WHAT IS BEING ASKED:
Without including the pictures, copy out every line below.

PROVIDED MATERIAL:
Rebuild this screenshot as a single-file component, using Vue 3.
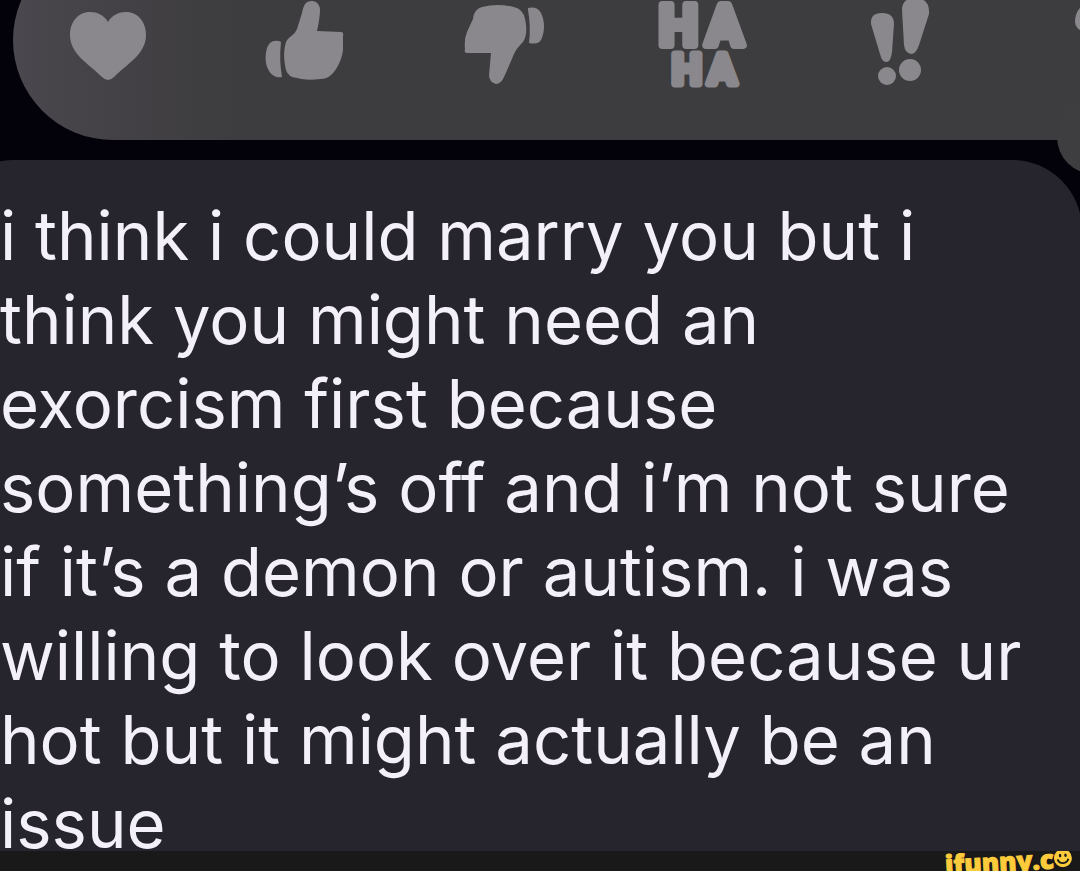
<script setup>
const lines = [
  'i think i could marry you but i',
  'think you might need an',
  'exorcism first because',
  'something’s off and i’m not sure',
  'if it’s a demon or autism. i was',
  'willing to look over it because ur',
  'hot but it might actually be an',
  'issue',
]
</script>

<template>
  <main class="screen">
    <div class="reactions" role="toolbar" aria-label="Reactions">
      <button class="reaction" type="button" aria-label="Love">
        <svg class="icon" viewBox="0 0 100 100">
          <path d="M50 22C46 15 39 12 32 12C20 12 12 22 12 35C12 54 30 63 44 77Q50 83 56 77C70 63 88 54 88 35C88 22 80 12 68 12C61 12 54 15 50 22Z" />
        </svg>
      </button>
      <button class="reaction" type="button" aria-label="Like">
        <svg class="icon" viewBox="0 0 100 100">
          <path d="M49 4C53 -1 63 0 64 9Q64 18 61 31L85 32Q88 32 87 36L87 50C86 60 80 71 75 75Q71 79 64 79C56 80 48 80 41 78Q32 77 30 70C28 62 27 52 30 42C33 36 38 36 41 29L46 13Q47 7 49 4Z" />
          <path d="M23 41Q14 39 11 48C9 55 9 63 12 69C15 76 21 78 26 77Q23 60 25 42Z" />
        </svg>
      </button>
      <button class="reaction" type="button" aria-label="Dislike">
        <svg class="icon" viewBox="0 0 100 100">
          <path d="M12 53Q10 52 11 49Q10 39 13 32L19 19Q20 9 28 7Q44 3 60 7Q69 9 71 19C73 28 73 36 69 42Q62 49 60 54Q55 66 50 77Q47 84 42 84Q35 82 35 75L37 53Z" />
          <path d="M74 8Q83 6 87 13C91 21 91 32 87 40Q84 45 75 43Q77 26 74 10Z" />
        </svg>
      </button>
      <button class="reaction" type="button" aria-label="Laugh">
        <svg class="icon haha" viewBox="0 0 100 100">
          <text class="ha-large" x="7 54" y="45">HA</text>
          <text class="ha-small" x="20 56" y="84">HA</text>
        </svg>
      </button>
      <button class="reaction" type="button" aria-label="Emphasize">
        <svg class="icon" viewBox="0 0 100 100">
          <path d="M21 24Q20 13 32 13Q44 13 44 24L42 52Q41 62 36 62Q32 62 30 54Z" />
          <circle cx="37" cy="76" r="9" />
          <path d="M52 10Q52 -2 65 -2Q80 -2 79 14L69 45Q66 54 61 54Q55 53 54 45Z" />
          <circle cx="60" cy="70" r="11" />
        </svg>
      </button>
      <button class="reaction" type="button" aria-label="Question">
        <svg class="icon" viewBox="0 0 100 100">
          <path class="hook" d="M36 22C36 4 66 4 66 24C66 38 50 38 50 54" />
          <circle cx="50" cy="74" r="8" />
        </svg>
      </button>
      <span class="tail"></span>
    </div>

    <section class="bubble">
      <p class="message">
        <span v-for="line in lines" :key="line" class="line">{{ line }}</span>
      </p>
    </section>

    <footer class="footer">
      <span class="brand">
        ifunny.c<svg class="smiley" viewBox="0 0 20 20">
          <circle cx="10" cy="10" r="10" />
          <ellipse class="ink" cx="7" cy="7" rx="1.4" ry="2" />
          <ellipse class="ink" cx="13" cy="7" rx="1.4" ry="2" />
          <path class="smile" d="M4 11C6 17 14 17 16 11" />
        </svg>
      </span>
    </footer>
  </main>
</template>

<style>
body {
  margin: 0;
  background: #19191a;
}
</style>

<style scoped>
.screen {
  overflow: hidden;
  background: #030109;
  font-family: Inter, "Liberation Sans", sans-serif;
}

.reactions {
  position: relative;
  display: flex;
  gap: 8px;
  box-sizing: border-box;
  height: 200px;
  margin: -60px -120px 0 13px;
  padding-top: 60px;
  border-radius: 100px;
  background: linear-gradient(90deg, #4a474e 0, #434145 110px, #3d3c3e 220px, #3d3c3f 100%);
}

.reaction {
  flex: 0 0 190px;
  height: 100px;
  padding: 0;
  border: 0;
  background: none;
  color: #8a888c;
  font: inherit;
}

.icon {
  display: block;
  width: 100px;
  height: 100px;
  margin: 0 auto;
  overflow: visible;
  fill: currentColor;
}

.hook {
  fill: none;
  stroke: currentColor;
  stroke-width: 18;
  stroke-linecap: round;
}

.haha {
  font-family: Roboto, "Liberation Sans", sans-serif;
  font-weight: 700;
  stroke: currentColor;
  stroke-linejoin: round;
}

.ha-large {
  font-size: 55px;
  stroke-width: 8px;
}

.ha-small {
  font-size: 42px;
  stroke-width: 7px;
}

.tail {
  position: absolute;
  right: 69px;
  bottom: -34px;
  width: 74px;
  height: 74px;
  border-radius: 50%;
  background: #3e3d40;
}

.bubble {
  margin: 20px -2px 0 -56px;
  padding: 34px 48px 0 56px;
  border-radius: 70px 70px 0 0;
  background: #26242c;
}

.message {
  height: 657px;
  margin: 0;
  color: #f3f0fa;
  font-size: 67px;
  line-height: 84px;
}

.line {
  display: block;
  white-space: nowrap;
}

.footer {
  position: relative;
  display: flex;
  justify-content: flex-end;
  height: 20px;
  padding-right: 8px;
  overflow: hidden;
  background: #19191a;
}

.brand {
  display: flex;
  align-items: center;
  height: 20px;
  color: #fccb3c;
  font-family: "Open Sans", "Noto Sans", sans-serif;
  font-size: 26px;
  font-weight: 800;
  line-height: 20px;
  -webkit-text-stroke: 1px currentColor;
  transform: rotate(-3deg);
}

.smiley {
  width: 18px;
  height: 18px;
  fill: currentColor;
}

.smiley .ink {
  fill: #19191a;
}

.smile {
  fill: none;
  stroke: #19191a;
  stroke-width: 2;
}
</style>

EXERCISE SOLUTION:
Rebuild this screenshot as a single-file component, using Vue 3.
<script setup>
const lines = [
  'i think i could marry you but i',
  'think you might need an',
  'exorcism first because',
  'something’s off and i’m not sure',
  'if it’s a demon or autism. i was',
  'willing to look over it because ur',
  'hot but it might actually be an',
  'issue',
]
</script>

<template>
  <main class="screen">
    <div class="reactions" role="toolbar" aria-label="Reactions">
      <button class="reaction" type="button" aria-label="Love">
        <svg class="icon" viewBox="0 0 100 100">
          <path d="M50 22C46 15 39 12 32 12C20 12 12 22 12 35C12 54 30 63 44 77Q50 83 56 77C70 63 88 54 88 35C88 22 80 12 68 12C61 12 54 15 50 22Z" />
        </svg>
      </button>
      <button class="reaction" type="button" aria-label="Like">
        <svg class="icon" viewBox="0 0 100 100">
          <path d="M49 4C53 -1 63 0 64 9Q64 18 61 31L85 32Q88 32 87 36L87 50C86 60 80 71 75 75Q71 79 64 79C56 80 48 80 41 78Q32 77 30 70C28 62 27 52 30 42C33 36 38 36 41 29L46 13Q47 7 49 4Z" />
          <path d="M23 41Q14 39 11 48C9 55 9 63 12 69C15 76 21 78 26 77Q23 60 25 42Z" />
        </svg>
      </button>
      <button class="reaction" type="button" aria-label="Dislike">
        <svg class="icon" viewBox="0 0 100 100">
          <path d="M12 53Q10 52 11 49Q10 39 13 32L19 19Q20 9 28 7Q44 3 60 7Q69 9 71 19C73 28 73 36 69 42Q62 49 60 54Q55 66 50 77Q47 84 42 84Q35 82 35 75L37 53Z" />
          <path d="M74 8Q83 6 87 13C91 21 91 32 87 40Q84 45 75 43Q77 26 74 10Z" />
        </svg>
      </button>
      <button class="reaction" type="button" aria-label="Laugh">
        <svg class="icon haha" viewBox="0 0 100 100">
          <text class="ha-large" x="7 54" y="45">HA</text>
          <text class="ha-small" x="20 56" y="84">HA</text>
        </svg>
      </button>
      <button class="reaction" type="button" aria-label="Emphasize">
        <svg class="icon" viewBox="0 0 100 100">
          <path d="M21 24Q20 13 32 13Q44 13 44 24L42 52Q41 62 36 62Q32 62 30 54Z" />
          <circle cx="37" cy="76" r="9" />
          <path d="M52 10Q52 -2 65 -2Q80 -2 79 14L69 45Q66 54 61 54Q55 53 54 45Z" />
          <circle cx="60" cy="70" r="11" />
        </svg>
      </button>
      <button class="reaction" type="button" aria-label="Question">
        <svg class="icon" viewBox="0 0 100 100">
          <path class="hook" d="M36 22C36 4 66 4 66 24C66 38 50 38 50 54" />
          <circle cx="50" cy="74" r="8" />
        </svg>
      </button>
      <span class="tail"></span>
    </div>

    <section class="bubble">
      <p class="message">
        <span v-for="line in lines" :key="line" class="line">{{ line }}</span>
      </p>
    </section>

    <footer class="footer">
      <span class="brand">
        ifunny.c<svg class="smiley" viewBox="0 0 20 20">
          <circle cx="10" cy="10" r="10" />
          <ellipse class="ink" cx="7" cy="7" rx="1.4" ry="2" />
          <ellipse class="ink" cx="13" cy="7" rx="1.4" ry="2" />
          <path class="smile" d="M4 11C6 17 14 17 16 11" />
        </svg>
      </span>
    </footer>
  </main>
</template>

<style>
body {
  margin: 0;
  background: #19191a;
}
</style>

<style scoped>
.screen {
  overflow: hidden;
  background: #030109;
  font-family: Inter, "Liberation Sans", sans-serif;
}

.reactions {
  position: relative;
  display: flex;
  gap: 8px;
  box-sizing: border-box;
  height: 200px;
  margin: -60px -120px 0 13px;
  padding-top: 60px;
  border-radius: 100px;
  background: linear-gradient(90deg, #4a474e 0, #434145 110px, #3d3c3e 220px, #3d3c3f 100%);
}

.reaction {
  flex: 0 0 190px;
  height: 100px;
  padding: 0;
  border: 0;
  background: none;
  color: #8a888c;
  font: inherit;
}

.icon {
  display: block;
  width: 100px;
  height: 100px;
  margin: 0 auto;
  overflow: visible;
  fill: currentColor;
}

.hook {
  fill: none;
  stroke: currentColor;
  stroke-width: 18;
  stroke-linecap: round;
}

.haha {
  font-family: Roboto, "Liberation Sans", sans-serif;
  font-weight: 700;
  stroke: currentColor;
  stroke-linejoin: round;
}

.ha-large {
  font-size: 55px;
  stroke-width: 8px;
}

.ha-small {
  font-size: 42px;
  stroke-width: 7px;
}

.tail {
  position: absolute;
  right: 69px;
  bottom: -34px;
  width: 74px;
  height: 74px;
  border-radius: 50%;
  background: #3e3d40;
}

.bubble {
  margin: 20px -2px 0 -56px;
  padding: 34px 48px 0 56px;
  border-radius: 70px 70px 0 0;
  background: #26242c;
}

.message {
  height: 657px;
  margin: 0;
  color: #f3f0fa;
  font-size: 67px;
  line-height: 84px;
}

.line {
  display: block;
  white-space: nowrap;
}

.footer {
  position: relative;
  display: flex;
  justify-content: flex-end;
  height: 20px;
  padding-right: 8px;
  overflow: hidden;
  background: #19191a;
}

.brand {
  display: flex;
  align-items: center;
  height: 20px;
  color: #fccb3c;
  font-family: "Open Sans", "Noto Sans", sans-serif;
  font-size: 26px;
  font-weight: 800;
  line-height: 20px;
  -webkit-text-stroke: 1px currentColor;
  transform: rotate(-3deg);
}

.smiley {
  width: 18px;
  height: 18px;
  fill: currentColor;
}

.smiley .ink {
  fill: #19191a;
}

.smile {
  fill: none;
  stroke: #19191a;
  stroke-width: 2;
}
</style>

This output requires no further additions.